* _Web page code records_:
==*==

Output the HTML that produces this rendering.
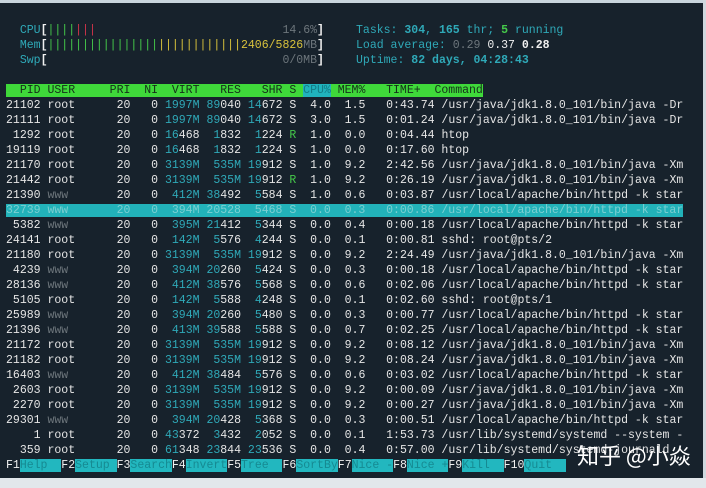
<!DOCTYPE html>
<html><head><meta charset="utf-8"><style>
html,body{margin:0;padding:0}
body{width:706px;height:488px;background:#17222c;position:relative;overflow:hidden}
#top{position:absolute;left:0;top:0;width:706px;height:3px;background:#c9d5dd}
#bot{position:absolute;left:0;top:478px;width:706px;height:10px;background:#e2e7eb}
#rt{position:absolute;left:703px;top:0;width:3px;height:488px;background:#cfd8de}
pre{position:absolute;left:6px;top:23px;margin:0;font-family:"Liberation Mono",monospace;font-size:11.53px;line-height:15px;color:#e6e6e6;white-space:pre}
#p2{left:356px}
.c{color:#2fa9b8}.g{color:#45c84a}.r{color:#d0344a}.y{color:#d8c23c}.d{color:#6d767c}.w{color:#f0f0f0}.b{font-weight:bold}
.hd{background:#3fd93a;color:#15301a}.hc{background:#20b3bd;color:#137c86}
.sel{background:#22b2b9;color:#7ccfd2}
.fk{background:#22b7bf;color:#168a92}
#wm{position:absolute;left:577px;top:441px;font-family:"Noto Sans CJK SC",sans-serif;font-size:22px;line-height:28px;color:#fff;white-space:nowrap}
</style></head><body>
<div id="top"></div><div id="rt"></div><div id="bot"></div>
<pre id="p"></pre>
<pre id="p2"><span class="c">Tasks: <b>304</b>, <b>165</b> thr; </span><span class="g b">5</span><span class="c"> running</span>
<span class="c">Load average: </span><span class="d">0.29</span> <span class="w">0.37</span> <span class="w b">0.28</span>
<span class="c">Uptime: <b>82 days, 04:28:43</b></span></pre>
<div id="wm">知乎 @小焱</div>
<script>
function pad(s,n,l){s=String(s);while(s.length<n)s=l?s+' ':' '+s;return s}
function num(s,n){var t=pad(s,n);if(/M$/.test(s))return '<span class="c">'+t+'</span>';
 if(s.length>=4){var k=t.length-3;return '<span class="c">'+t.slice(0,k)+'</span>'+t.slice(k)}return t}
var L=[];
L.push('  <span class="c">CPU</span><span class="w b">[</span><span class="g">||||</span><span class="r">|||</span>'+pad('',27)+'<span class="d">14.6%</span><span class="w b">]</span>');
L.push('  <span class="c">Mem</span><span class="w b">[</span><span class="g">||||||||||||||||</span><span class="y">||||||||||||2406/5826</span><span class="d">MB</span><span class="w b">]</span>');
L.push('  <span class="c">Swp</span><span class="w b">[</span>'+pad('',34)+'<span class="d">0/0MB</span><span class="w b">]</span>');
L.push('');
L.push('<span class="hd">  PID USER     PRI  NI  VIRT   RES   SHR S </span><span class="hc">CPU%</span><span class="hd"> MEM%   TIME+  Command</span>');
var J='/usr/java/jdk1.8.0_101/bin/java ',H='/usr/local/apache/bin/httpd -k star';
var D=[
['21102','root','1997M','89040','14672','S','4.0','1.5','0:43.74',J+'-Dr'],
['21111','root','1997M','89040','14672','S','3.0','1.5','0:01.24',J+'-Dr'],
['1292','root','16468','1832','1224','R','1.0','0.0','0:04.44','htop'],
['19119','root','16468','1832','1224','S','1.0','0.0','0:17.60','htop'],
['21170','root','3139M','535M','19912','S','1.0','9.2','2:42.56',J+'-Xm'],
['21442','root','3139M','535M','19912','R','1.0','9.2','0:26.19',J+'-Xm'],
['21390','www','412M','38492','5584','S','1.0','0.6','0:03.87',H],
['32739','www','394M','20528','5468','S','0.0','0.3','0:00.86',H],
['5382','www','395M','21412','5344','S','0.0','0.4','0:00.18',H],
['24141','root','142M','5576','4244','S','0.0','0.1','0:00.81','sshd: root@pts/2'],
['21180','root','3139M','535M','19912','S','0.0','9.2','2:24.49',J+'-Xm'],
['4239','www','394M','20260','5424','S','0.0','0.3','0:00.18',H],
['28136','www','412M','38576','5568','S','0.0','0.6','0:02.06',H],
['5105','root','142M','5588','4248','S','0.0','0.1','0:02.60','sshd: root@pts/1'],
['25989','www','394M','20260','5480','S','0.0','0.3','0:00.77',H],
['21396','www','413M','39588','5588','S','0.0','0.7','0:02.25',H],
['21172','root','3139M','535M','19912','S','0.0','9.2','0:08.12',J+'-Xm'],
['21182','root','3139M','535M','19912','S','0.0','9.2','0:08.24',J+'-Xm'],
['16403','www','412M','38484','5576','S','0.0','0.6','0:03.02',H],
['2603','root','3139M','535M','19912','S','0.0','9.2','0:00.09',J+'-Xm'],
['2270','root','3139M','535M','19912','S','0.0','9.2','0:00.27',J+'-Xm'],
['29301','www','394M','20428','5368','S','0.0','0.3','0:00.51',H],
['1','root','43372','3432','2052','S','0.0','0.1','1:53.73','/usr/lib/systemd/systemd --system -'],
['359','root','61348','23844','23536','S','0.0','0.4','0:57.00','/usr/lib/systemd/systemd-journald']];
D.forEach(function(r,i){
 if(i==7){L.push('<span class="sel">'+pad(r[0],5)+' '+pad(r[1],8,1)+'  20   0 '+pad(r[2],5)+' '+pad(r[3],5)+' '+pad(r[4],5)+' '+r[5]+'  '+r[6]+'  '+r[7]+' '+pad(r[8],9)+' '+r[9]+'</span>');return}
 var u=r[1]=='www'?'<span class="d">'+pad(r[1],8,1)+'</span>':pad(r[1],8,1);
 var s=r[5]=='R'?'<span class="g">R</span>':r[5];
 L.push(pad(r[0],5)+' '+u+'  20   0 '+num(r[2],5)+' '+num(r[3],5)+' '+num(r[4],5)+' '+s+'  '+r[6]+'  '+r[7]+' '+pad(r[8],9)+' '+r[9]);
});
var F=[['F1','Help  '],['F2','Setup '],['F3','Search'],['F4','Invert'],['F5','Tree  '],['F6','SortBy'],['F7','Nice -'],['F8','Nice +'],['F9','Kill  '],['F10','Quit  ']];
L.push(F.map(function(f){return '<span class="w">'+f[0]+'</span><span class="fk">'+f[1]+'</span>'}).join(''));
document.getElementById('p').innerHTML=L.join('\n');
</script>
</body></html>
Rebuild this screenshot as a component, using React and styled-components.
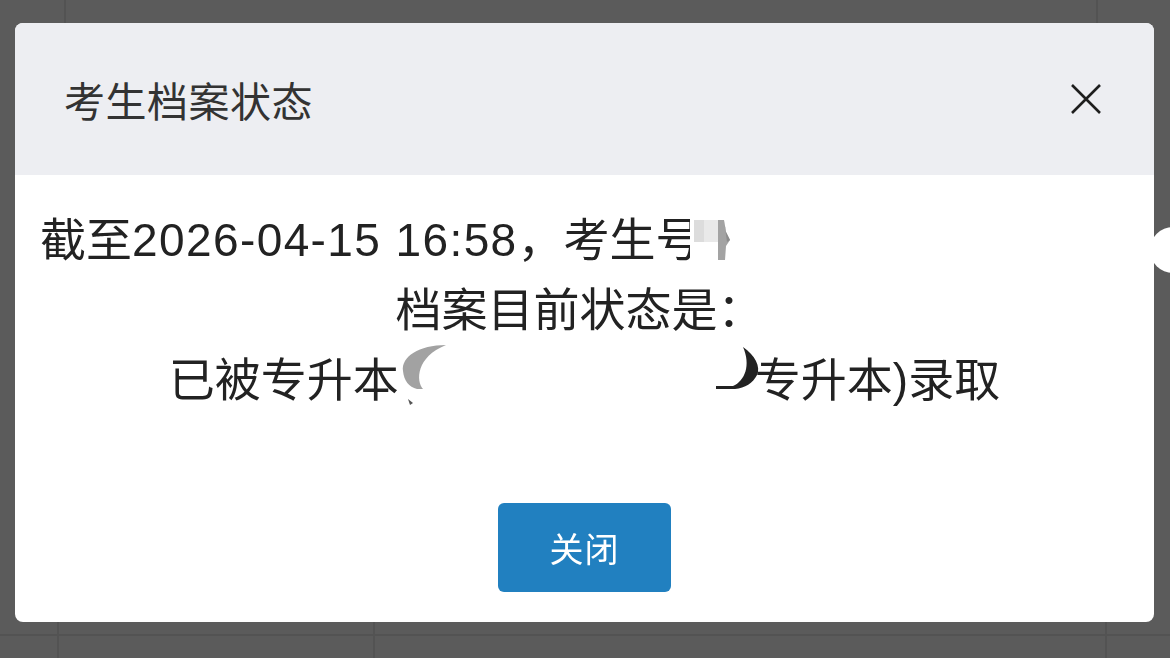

==*==

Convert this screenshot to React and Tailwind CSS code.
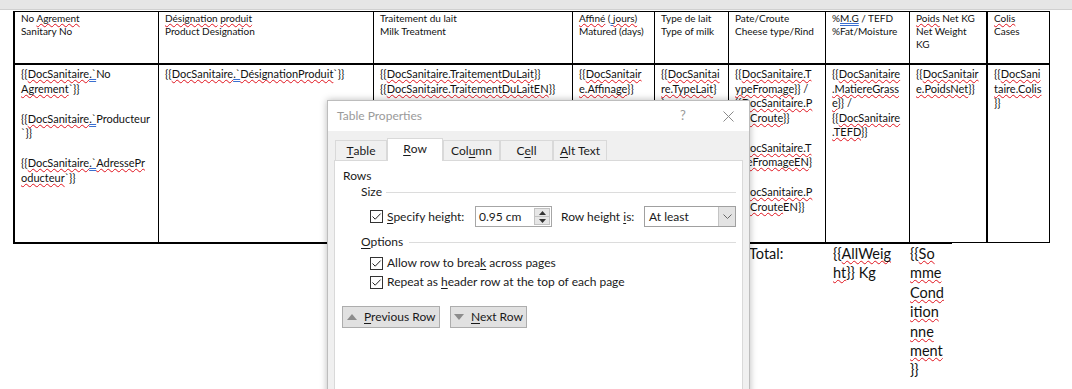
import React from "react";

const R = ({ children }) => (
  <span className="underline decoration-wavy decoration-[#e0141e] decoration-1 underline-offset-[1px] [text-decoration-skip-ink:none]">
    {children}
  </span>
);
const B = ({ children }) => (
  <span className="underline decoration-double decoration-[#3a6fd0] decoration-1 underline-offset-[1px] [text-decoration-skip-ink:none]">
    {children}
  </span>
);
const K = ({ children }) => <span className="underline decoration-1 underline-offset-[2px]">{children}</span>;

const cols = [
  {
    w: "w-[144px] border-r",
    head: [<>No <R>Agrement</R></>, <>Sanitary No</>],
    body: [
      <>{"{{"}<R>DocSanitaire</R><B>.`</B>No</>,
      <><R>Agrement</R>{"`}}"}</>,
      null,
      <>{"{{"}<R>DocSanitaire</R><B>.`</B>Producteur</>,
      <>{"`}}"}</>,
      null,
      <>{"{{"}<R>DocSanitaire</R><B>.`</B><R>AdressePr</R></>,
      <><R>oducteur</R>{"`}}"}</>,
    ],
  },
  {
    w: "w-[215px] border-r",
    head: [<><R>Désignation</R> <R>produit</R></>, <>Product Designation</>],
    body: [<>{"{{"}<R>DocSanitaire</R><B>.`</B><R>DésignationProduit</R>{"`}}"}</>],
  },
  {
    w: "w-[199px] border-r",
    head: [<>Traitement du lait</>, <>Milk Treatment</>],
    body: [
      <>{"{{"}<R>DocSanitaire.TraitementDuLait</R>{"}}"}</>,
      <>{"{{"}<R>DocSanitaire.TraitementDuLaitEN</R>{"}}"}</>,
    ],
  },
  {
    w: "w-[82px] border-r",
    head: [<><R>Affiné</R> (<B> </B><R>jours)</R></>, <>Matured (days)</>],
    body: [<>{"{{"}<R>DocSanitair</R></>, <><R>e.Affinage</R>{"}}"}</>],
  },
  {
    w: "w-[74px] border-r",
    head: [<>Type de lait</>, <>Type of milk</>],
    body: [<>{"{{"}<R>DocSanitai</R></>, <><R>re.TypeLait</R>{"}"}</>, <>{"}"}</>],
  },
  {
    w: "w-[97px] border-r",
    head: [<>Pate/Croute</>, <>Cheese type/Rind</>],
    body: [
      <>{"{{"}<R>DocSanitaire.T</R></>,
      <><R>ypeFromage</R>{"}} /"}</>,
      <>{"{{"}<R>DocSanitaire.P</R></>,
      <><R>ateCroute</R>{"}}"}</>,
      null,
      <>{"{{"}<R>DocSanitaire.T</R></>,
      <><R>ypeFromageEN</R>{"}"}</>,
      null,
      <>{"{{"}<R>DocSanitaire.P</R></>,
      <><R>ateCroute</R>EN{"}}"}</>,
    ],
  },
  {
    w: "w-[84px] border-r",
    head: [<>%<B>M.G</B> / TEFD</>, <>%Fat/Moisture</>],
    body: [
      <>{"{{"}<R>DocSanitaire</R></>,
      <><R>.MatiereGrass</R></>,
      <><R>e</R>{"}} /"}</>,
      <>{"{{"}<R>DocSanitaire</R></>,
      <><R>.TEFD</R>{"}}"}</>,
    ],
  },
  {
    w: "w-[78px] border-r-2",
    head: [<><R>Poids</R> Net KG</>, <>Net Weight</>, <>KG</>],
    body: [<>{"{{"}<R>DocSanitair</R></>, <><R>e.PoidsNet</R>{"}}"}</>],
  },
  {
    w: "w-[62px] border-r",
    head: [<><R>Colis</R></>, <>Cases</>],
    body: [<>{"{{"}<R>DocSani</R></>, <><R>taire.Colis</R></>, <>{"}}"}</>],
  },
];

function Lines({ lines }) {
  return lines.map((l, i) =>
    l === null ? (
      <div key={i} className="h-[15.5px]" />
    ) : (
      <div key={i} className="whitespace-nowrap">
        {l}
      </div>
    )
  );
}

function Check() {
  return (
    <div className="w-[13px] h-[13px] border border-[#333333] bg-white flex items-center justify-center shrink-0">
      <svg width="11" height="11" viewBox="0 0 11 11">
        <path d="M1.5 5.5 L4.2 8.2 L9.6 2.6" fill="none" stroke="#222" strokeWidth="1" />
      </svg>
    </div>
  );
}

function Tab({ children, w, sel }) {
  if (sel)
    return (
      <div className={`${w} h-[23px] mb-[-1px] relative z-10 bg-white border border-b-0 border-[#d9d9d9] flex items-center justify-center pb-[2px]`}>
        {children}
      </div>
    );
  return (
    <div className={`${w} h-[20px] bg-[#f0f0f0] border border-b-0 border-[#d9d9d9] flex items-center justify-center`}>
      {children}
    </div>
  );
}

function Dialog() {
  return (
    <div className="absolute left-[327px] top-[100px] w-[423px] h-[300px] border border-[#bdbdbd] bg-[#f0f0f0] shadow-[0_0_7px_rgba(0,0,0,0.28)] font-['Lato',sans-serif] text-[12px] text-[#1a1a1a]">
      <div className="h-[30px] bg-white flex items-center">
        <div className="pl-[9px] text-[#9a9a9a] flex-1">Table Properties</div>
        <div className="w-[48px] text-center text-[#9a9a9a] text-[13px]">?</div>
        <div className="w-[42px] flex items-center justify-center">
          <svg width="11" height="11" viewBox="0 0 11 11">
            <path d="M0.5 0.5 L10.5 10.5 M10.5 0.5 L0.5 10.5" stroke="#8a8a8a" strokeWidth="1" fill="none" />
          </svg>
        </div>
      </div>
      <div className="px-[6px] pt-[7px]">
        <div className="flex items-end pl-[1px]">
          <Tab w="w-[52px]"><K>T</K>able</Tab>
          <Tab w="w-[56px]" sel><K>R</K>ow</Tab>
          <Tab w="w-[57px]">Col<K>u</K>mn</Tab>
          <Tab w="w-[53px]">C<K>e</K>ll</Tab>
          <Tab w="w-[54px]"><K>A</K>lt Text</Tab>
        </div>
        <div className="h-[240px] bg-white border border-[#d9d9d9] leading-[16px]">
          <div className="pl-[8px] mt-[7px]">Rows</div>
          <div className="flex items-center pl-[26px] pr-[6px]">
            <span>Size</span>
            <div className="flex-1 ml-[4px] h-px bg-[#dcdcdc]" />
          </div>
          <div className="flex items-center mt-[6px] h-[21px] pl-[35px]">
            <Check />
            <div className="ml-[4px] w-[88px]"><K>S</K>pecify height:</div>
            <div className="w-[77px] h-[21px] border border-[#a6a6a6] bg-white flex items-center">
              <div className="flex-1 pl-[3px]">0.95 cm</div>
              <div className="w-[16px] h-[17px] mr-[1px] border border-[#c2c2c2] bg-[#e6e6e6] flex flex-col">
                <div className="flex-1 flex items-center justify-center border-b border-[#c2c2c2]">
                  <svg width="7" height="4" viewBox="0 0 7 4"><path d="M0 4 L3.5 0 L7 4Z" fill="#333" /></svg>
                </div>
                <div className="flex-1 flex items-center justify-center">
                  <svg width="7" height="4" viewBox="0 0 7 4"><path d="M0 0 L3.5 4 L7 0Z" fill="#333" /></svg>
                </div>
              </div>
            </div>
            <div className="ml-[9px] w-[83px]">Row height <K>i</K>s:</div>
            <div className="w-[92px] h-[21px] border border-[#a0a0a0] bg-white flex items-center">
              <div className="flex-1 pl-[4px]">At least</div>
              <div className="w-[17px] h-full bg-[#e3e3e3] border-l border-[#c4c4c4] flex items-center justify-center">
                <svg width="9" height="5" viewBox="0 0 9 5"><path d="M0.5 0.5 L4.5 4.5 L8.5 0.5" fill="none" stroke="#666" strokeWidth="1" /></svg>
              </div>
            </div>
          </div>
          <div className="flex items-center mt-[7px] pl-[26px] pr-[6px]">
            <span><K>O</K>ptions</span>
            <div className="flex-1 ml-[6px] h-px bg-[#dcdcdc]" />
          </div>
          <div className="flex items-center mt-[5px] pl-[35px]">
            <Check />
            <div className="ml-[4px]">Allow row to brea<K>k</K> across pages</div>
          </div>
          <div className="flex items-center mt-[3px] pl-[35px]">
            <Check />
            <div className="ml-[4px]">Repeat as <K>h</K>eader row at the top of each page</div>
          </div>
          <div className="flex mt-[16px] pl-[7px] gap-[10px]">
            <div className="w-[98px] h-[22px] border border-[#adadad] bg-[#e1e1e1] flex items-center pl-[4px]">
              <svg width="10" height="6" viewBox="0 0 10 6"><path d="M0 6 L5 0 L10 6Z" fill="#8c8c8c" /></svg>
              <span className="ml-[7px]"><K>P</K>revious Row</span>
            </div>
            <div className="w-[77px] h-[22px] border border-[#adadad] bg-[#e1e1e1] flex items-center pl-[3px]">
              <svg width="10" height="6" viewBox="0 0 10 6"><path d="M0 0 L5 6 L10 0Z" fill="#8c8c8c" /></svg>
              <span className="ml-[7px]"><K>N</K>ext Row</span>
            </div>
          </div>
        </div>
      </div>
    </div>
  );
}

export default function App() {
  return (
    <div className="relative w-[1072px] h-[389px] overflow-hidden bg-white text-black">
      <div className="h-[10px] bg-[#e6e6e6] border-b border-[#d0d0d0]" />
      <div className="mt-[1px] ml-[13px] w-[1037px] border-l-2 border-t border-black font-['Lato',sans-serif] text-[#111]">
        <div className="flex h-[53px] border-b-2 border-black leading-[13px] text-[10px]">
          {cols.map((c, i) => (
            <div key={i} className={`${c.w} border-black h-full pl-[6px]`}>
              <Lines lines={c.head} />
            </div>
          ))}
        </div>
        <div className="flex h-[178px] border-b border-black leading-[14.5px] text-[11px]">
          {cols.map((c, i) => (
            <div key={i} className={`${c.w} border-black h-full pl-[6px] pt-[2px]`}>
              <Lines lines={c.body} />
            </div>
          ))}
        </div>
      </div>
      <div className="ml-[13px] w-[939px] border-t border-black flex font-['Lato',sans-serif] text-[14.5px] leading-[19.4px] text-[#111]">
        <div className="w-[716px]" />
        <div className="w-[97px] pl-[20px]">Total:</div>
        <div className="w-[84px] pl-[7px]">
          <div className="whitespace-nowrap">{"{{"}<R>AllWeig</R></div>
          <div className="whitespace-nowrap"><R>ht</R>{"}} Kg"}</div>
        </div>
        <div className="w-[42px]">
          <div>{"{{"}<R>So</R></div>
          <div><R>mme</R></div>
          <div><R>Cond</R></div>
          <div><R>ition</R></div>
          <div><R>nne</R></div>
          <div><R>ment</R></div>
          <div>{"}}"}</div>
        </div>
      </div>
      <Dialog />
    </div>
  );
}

==*==

* _EXERCISE DETAILS_: Nothing but the lines from the one with "Convert this screenshot" down to the one with "import React from" should be printed, both of them included. Leave out the pictures.

* _EXERCISE RESPONSE_:
Convert this screenshot to React and Tailwind CSS code.
import React from "react";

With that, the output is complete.